In conclusion, our study provides compelling evidence for the genetic heterogeneity of AFF. Our findings suggest that the accumulation of variants in genes such as ACAN, AKAP13, ARHGEF3, P4HB, PITX2, and SUCO contribute to determining the risk of AFFs in patients on anti-resorptive drugs. The individual susceptibility to AFFs seems to be determined by polygenic factors in most cases, as well as drug therapy and other acquired influences. In fact, only a minor proportion of patients carry single pathogenic gene variants. Further studies on these genes could be informative in determining which patients are at higher risk of developing AFFs when treated with anti-resorptive agents. Given the polygenic origin suggested by the present and other studies, perhaps the use of polygenic risk scores would be worthwhile.

4. Materials and Methods

4.1. Patients

Thirteen patients with AFFs were included. AFFs were diagnosed according to published criteria [1]. Most of them were included in a previous genotyping study [4]. As a comparison group, we used a group of patients with early-onset osteoporosis (n = 27) who had not experienced AFFs. Patients with FFA included 13 women with a mean age of 75+/−12 years. All of them had been treated with antiresorptives (bisphosphonates, 12; denosumab, 1). Patients with osteoporosis without FFA (n = 27), of 64+/−7 years of age; 16 had received anti-resorptive drugs (bisphosphonates, 15; denosumab, 1). The study protocol was approved by the institutional review board (Comité de Ética en Investigación Clínica de Cantabria), and all patients gave informed written consent.

4.2. Whole Exome Sequencing

DNA was extracted from blood leukocytes using commercial methods. After quality control and quantitation, samples were sequenced in the Fundación de Medicina Genómica (Santiago de Compostela, Spain) using the Illumina NovaSeq 6000 platform, employing KAPA HyperExome probes (Roche) to capture the regions of interest, which included exons and flanking intron regions. All samples had read depth coverage ≥30× for 96% of the targeted regions, with a coverage average of 114. The human_g1k_v37 was used as the reference genome. Data alignment, analysis, and variant call were conducted using the following computational tools: DRAGEN-OS version 0.2020.08.19, SAMBLASTER version 0.1.26, GATK (Genome Analysis Toolkit) version 4.4.0.0, Pindel version 0.2.5b9, Picard version 3.0.0, mosdepth version 0.3.3, bedtools version 2.31.0, samtools version 1.17, ExomeDepth version 1.1.16, Haplogrep version 2.4.0, SnpEff, and ANNOVAR.

4.3. Gene Set Selection

After the search for pathogenic variants through the whole exome data, we explored the prevalence of common and rare variants in a set of 457 genes related to skeletal homeostasis. Those genes were selected by an educated search of published data, including the PanelApp list of osteogenesis imperfecta [20]; the genes described in AFF reviews [2,7]; and genes from the mevalonate pathway, as used in [21].

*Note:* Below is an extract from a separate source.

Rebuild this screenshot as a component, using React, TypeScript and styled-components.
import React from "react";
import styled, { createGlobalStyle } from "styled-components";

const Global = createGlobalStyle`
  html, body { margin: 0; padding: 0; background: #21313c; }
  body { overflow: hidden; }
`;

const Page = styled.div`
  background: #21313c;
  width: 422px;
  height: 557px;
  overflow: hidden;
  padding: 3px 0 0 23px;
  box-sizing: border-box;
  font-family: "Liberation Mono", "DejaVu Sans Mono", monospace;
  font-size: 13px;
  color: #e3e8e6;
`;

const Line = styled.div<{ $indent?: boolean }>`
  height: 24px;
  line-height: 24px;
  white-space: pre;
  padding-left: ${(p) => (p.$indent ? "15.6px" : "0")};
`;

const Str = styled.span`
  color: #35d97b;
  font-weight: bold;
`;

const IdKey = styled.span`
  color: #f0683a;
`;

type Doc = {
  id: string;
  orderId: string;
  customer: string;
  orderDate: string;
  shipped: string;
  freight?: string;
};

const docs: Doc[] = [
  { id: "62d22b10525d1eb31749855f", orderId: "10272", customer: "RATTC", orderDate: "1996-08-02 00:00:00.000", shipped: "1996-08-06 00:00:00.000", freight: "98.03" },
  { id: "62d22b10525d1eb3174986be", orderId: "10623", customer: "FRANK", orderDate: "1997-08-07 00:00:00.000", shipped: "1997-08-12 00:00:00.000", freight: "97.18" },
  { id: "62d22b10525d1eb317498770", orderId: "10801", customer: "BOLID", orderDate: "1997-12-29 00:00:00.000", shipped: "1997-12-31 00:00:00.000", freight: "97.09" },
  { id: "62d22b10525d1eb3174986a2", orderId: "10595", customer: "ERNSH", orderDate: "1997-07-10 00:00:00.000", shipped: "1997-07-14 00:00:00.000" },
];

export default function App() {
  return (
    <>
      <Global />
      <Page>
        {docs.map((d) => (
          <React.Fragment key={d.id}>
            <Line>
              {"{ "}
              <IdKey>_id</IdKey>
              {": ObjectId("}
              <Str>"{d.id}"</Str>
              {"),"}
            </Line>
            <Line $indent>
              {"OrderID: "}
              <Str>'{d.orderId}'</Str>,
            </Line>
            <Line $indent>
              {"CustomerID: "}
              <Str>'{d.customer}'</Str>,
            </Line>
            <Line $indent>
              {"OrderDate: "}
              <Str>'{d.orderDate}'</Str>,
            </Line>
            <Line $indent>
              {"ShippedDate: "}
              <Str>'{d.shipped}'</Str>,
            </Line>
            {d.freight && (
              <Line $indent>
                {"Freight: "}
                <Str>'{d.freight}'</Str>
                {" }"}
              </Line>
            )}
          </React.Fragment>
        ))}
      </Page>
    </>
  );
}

4.4. Downloading of 1000G Data

All variants annotated by samples of the phase 3 analysis were downloaded from the ftp site of 1000 Genomes, in the GRCh37 version. Samples of the IBS population and the loci analysed were filtered by using BCFtools [22]. Variants appearing in the subset of 1000 Genomes and in our subset of samples were merged and analysed with R software (version 4.3.0).

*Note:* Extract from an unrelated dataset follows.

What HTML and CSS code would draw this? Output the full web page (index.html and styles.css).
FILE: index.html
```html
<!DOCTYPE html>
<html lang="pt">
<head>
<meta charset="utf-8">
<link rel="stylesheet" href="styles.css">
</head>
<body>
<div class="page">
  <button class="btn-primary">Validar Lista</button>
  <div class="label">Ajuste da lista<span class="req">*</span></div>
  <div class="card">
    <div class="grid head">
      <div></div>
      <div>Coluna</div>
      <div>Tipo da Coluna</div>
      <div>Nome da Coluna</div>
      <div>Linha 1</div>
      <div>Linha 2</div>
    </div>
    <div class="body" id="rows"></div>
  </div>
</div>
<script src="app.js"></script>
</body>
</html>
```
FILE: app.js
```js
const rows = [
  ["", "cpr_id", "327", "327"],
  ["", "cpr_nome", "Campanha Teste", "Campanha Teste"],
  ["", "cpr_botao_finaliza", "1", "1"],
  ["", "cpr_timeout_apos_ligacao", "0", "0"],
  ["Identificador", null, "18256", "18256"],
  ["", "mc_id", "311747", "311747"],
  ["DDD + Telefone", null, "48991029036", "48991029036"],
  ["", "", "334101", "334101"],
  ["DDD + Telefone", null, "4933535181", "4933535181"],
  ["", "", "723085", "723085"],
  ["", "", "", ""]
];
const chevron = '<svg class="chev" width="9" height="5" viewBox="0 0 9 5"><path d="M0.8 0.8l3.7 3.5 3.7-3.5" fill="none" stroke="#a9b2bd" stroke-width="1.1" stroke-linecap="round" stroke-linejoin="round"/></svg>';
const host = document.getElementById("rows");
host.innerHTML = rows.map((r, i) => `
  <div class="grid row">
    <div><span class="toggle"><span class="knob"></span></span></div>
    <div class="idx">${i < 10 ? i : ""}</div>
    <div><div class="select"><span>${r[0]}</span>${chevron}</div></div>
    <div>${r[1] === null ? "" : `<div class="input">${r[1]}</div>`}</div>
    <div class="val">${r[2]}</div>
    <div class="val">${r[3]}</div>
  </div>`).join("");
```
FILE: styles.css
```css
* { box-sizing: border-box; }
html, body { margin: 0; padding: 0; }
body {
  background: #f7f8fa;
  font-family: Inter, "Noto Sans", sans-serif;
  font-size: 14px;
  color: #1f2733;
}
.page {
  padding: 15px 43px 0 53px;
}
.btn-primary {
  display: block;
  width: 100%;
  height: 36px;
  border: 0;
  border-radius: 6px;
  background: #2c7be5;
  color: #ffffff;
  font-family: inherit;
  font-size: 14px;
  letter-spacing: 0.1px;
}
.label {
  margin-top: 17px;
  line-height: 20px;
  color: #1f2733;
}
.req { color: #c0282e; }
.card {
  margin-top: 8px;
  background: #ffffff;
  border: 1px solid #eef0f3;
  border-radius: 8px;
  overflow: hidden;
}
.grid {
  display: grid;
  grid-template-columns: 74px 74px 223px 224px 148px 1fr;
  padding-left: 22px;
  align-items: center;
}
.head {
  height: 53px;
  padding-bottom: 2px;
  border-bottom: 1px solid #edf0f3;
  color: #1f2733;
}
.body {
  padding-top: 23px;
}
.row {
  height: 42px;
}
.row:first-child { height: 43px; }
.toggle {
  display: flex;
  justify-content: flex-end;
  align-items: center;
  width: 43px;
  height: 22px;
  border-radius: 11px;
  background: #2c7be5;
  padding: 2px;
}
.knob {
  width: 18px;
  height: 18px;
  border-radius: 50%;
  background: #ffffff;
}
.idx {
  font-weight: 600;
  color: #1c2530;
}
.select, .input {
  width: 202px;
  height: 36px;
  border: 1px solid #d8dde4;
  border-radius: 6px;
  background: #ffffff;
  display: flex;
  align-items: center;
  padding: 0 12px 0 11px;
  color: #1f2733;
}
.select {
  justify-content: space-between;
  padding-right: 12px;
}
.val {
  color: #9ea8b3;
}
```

4.5. Data Analysis and Statistics

Data filtering and statistical analyses were conducted using R software (version 4.3.0). The matrices of allele distribution in the various groups were compared by the individual variant level, gene level, and gene set level. Fisher exact tests were used to compute the p-values, and then the false discovery rate (FDR) values were estimated to control the type II error associated with multiple tests [23]. Thus, differences with an FDR < 0.05 were regarded as statistically significant.